● **GIVEN EXERCISE**:
Only a number is wanted: how many lines in the listing contain the word "styles"?

● **EXERCISE MATERIALS**:
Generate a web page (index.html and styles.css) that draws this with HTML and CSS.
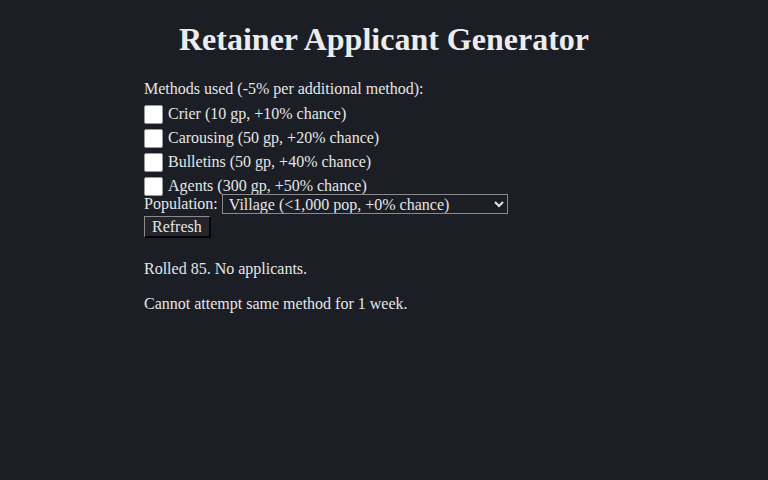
FILE: index.html
```html
<!DOCTYPE html>
<html lang="en">
<head>
    <meta charset="UTF-8">
    <meta name="viewport" content="width=device-width, initial-scale=1.0">
    <title>Retainer Applicant Generator</title>
    <link rel="stylesheet" href="styles.css">
</head>
<body>

    <div class="container">
        <h1>Retainer Applicant Generator</h1>

        <div class="methods">
            <div class="methods-title">Methods used (-5% per additional method):</div>
            <label class="method"><input type="checkbox" id="crier"> Crier (10 gp, +10% chance)</label>
            <label class="method"><input type="checkbox" id="carousing"> Carousing (50 gp, +20% chance)</label>
            <label class="method"><input type="checkbox" id="bulletins"> Bulletins (50 gp, +40% chance)</label>
            <label class="method"><input type="checkbox" id="agents"> Agents (300 gp, +50% chance)</label>
        </div>

        <div class="population">
            <label for="population">Population:</label>
            <select id="population">
                <option>Village (&lt;1,000 pop, +0% chance)</option>
                <option>Town (1,000-10,000 pop, +10% chance)</option>
                <option>City (10,000+ pop, +20% chance)</option>
            </select>
        </div>

        <button id="refresh-btn">Refresh</button>

        <p class="result" id="result">Rolled 85. No applicants.</p>
        <p class="note">Cannot attempt same method for 1 week.</p>
    </div>

</body>
</html>
```

FILE: styles.css
```css
body {
    font-family: 'Liberation Serif', 'Times New Roman', serif;
    font-size: 16px;
    background-color: #1b1e25;
    color: #e6e6e6;
    margin: 0;
    padding: 0;
}

.container {
    max-width: 480px;
    margin: 0 auto;
    padding-top: 1px;
}

h1 {
    text-align: center;
    font-size: 32px;
    margin: 20px 0 22px;
    color: #ececec;
}

.methods-title {
    margin-bottom: 1px;
}

.method {
    display: flex;
    align-items: flex-end;
    height: 24px;
}

.method input {
    appearance: none;
    -webkit-appearance: none;
    width: 19px;
    height: 19px;
    margin: 0 5px -1px 0;
    background: #ffffff;
    border: 1px solid #9a9a9a;
    border-radius: 2px;
    flex-shrink: 0;
}

.population {
    display: flex;
    align-items: center;
    gap: 4px;
    height: 20px;
    margin-top: -1px;
}

select {
    font-family: inherit;
    font-size: 16px;
    width: 286px;
    height: 20px;
    padding: 0 0 0 2px;
    background-color: #1b1e25;
    color: #e6e6e6;
    border: 1px solid #8a8a8a;
    border-radius: 0;
    color-scheme: dark;
}

button {
    font-family: inherit;
    font-size: 16px;
    margin-top: 2px;
    padding: 1px 7px 0;
    background-color: #23252a;
    color: #e6e6e6;
    border-top: 1px solid #8a8a8a;
    border-left: 1px solid #8a8a8a;
    border-right: 2px solid #050505;
    border-bottom: 2px solid #050505;
    cursor: pointer;
}

.result {
    margin: 22px 0 17px;
}

.note {
    margin: 17px 0;
}
```
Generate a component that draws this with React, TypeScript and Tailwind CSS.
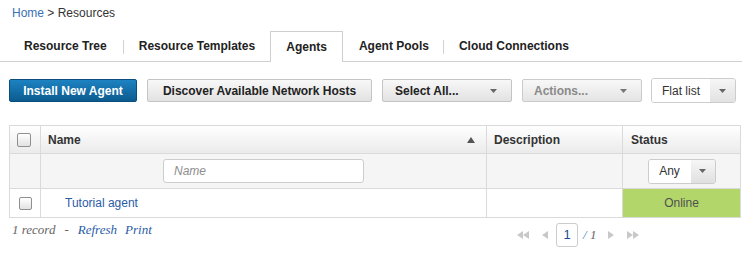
import React from "react";

function Caret({ className = "" }: { className?: string }) {
  return (
    <svg className={className} width="7" height="4" viewBox="0 0 7 4">
      <path d="M0 0h7L3.5 4z" fill="currentColor" />
    </svg>
  );
}

function Checkbox({ size = 13 }: { size?: number }) {
  return (
    <div
      className={`${size === 14 ? "w-[14px] h-[14px]" : "w-[13px] h-[13px]"} rounded-[2px] border border-[#8f8f8f] bg-linear-to-b from-white to-[#e2e2e2]`}
    />
  );
}

function PagerArrow({ dir, double }: { dir: "left" | "right"; double?: boolean }) {
  const one = dir === "left" ? "M6 0v8L0 4z" : "M0 0v8l6-4z";
  return (
    <svg width={double ? 12 : 6} height="8" viewBox={double ? "0 0 12 8" : "0 0 6 8"} className="text-[#c8c8c8]">
      <path d={one} fill="currentColor" />
      {double && <path d={one} transform="translate(6 0)" fill="currentColor" />}
    </svg>
  );
}

const tabs = ["Resource Tree", "Resource Templates", "Agents", "Agent Pools", "Cloud Connections"];

export default function App() {
  return (
    <div className="w-[742px] h-[254px] bg-white font-['Liberation_Sans',Arial,sans-serif] text-[12px] leading-[14px] text-[#222] overflow-hidden">
      {/* breadcrumb */}
      <div className="pt-[6px] pl-[12px] h-[31px]">
        <span className="text-[#3a70b4]">Home</span>
        <span className="text-[#333]"> &gt; Resources</span>
      </div>

      {/* tabs */}
      <div className="flex items-end h-[31px] border-b border-[#d0d0d0] pl-[8px]">
        {tabs.map((t, i) => {
          const active = t === "Agents";
          return (
            <React.Fragment key={t}>
              {(i === 1 || i === 4) && <div className="w-px h-[14px] bg-[#d2d2d2] self-center mt-[1px]" />}
              {active ? (
                <div className="h-[31px] -mb-px px-[15px] border border-b-0 border-[#cfcfcf] bg-white flex items-center font-bold text-[#222]">
                  {t}
                </div>
              ) : (
                <div
                  className={`h-[30px] flex items-center font-bold text-[#222] ${i === 0 ? "px-4" : i === 3 ? "pl-[16px] pr-[14px]" : "px-[15px]"}`}
                >
                  {t}
                </div>
              )}
            </React.Fragment>
          );
        })}
      </div>

      {/* toolbar */}
      <div className="flex items-center h-[25px] mt-[16px] pl-[9px]">
        <button
          type="button"
          className="h-[23px] w-[128px] rounded-[2px] border border-[#0b4d7c] bg-linear-to-b from-[#1d83c2] to-[#0c5b8f] text-white font-bold text-center"
        >
          Install New Agent
        </button>
        <button
          type="button"
          className="ml-[10px] h-[23px] w-[225px] rounded-[2px] border border-[#c4c4c4] bg-linear-to-b from-[#f8f8f8] to-[#e2e2e2] font-bold text-[#222] text-center"
        >
          Discover Available Network Hosts
        </button>
        <button
          type="button"
          className="ml-[10px] h-[23px] w-[130px] rounded-[2px] border border-[#c4c4c4] bg-linear-to-b from-[#f8f8f8] to-[#e2e2e2] font-bold text-[#222] flex items-center justify-between pl-[12px] pr-[14px]"
        >
          Select All...
          <Caret className="text-[#666]" />
        </button>
        <button
          type="button"
          className="ml-[10px] h-[23px] w-[120px] rounded-[2px] border border-[#cbcbcb] bg-linear-to-b from-[#f8f8f8] to-[#e4e4e4] font-bold text-[#8a8a8a] flex items-center justify-between pl-[11px] pr-[14px]"
        >
          Actions...
          <Caret className="text-[#777]" />
        </button>
        <div className="ml-[9px] h-[25px] w-[85px] rounded-[3px] border border-[#cccccc] flex overflow-hidden">
          <div className="w-[58px] bg-white flex items-center pl-[10px] text-[#333]">Flat list</div>
          <div className="flex-1 bg-linear-to-b from-[#f6f6f6] to-[#e2e2e2] flex items-center justify-center">
            <Caret className="text-[#666]" />
          </div>
        </div>
      </div>

      {/* table */}
      <div className="mt-[22px] ml-[9px] w-[732px] border border-[#dadada]">
        <div className="grid grid-cols-[30px_446px_136px_118px] h-[28px] border-b border-[#dadada] bg-linear-to-b from-white to-[#ebebeb]">
          <div className="flex items-center pl-[7px]">
            <Checkbox size={14} />
          </div>
          <div className="border-l border-[#dadada] flex items-center justify-between pl-[7px] pr-[11px] font-bold text-[#333]">
            Name
            <svg width="8" height="6" viewBox="0 0 8 6">
              <path d="M4 0l4 6H0z" fill="#555" />
            </svg>
          </div>
          <div className="border-l border-[#dadada] flex items-center pl-[7px] font-bold text-[#333]">Description</div>
          <div className="border-l border-[#dadada] flex items-center pl-[8px] font-bold text-[#333]">Status</div>
        </div>

        <div className="grid grid-cols-[30px_446px_136px_118px] h-[35px] border-b border-[#dadada] bg-[#f5f5f5]">
          <div />
          <div className="border-l border-[#dadada] flex items-center justify-center">
            <div className="w-[201px] h-[24px] rounded-[3px] border border-[#cdcdcd] bg-white flex items-center pl-[10px] italic text-[#8e8e8e]">
              Name
            </div>
          </div>
          <div className="border-l border-[#dadada]" />
          <div className="border-l border-[#dadada] flex items-center justify-center">
            <div className="w-[68px] h-[25px] rounded-[3px] border border-[#cccccc] flex overflow-hidden">
              <div className="w-[42px] bg-white flex items-center justify-center text-[#333]">Any</div>
              <div className="flex-1 bg-linear-to-b from-[#f6f6f6] to-[#e0e0e0] flex items-center justify-center">
                <Caret className="text-[#666]" />
              </div>
            </div>
          </div>
        </div>

        <div className="grid grid-cols-[30px_446px_136px_118px] h-[28px]">
          <div className="flex items-center pl-[9px]">
            <Checkbox />
          </div>
          <div className="border-l border-[#dadada] flex items-center pl-[24px] text-[#2a5ca6]">Tutorial agent</div>
          <div className="border-l border-[#dadada]" />
          <div className="border-l border-[#dadada] bg-[#b3d66b] flex items-center justify-center text-[#4f4f4f]">
            Online
          </div>
        </div>
      </div>

      {/* footer */}
      <div className="flex items-start">
        <div className="w-[517px] pl-[12px] pt-[4px] font-['Liberation_Serif',Georgia,serif] italic text-[13px] leading-[16px]">
          <span className="text-[#666]">1 record</span>
          <span className="text-[#666] mx-[9px]">-</span>
          <span className="text-[#2a5ca6]">Refresh</span>
          <span className="text-[#2a5ca6] ml-[8px]">Print</span>
        </div>
        <div className="flex items-center h-[24px] mt-[5px]">
          <PagerArrow dir="left" double />
          <div className="ml-[13px] flex">
            <PagerArrow dir="left" />
          </div>
          <div className="ml-[8px] w-[22px] h-[24px] rounded-[3px] border border-[#cccccc] bg-white flex items-center justify-center text-[#1d4f8f] text-[13px]">
            1
          </div>
          <span className="ml-[5px] font-['Liberation_Serif',Georgia,serif] italic text-[#666] text-[13px]">
            <span className="text-[#4a7fc0]">/</span> 1
          </span>
          <div className="ml-[12px] flex">
            <PagerArrow dir="right" />
          </div>
          <div className="ml-[13px] flex">
            <PagerArrow dir="right" double />
          </div>
        </div>
      </div>
    </div>
  );
}
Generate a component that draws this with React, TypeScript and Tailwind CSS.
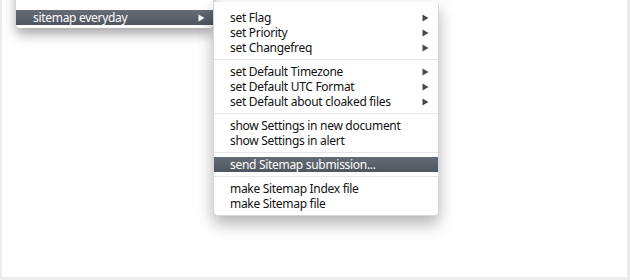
import React from "react";

type Item = { label: string; arrow?: boolean; hi?: boolean } | "sep";

const items: Item[] = [
  { label: "set Flag", arrow: true },
  { label: "set Priority", arrow: true },
  { label: "set Changefreq", arrow: true },
  "sep",
  { label: "set Default Timezone", arrow: true },
  { label: "set Default UTC Format", arrow: true },
  { label: "set Default about cloaked files", arrow: true },
  "sep",
  { label: "show Settings in new document" },
  { label: "show Settings in alert" },
  "sep",
  { label: "send Sitemap submission...", hi: true },
  "sep",
  { label: "make Sitemap Index file" },
  { label: "make Sitemap file" },
];

function Arrow({ white }: { white?: boolean }) {
  return (
    <svg width="7" height="8" viewBox="0 0 7 8" className="shrink-0">
      <path d="M0.5 0.5 L6.5 4 L0.5 7.5 Z" fill={white ? "#ffffff" : "#4a4a4a"} />
    </svg>
  );
}

export default function App() {
  return (
    <div
      className="w-[630px] h-[280px] bg-[#ececec] pl-[2px] pr-[3px] pb-[3px] overflow-hidden"
      style={{ fontFamily: '"Noto Sans", "DejaVu Sans", sans-serif' }}
    >
      <div className="relative w-full h-full bg-white overflow-hidden">
        {/* parent menu */}
        <div className="absolute left-[14px] top-[-20px] w-[197px] h-[48px] bg-white rounded-b-[4px] shadow-[0_6px_12px_rgba(0,0,0,0.35)] pt-[30px]">
          <div className="h-[15px] flex items-center justify-between pl-[17px] pr-[8px] bg-gradient-to-b from-[#666c76] to-[#50565f] text-white text-[12px] leading-[15px] tracking-[-0.3px]">
            <span>sitemap everyday</span>
            <Arrow white />
          </div>
        </div>
        {/* submenu */}
        <div className="absolute left-[211px] top-[2px] w-[226px] bg-white border border-[#d6d6d6] border-t-0 rounded-tr-[4px] rounded-b-[5px] shadow-[0_8px_16px_rgba(0,0,0,0.3)] pt-[8px] pb-[4px] text-[12px] leading-[15px] tracking-[-0.3px] text-[#111]">
          {items.map((it, i) =>
            it === "sep" ? (
              <div key={i} className="h-[9px] flex items-center">
                <div className="w-full h-px bg-[#e6e6e6]" />
              </div>
            ) : (
              <div
                key={i}
                className={
                  "h-[15px] flex items-center justify-between pl-[16px] pr-[9px] " +
                  (it.hi ? "bg-gradient-to-b from-[#666c76] to-[#50565f] text-white" : "")
                }
              >
                <span>{it.label}</span>
                {it.arrow ? <Arrow /> : null}
              </div>
            )
          )}
        </div>
      </div>
    </div>
  );
}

● **RESULT OF THIS EXERCISE**:
3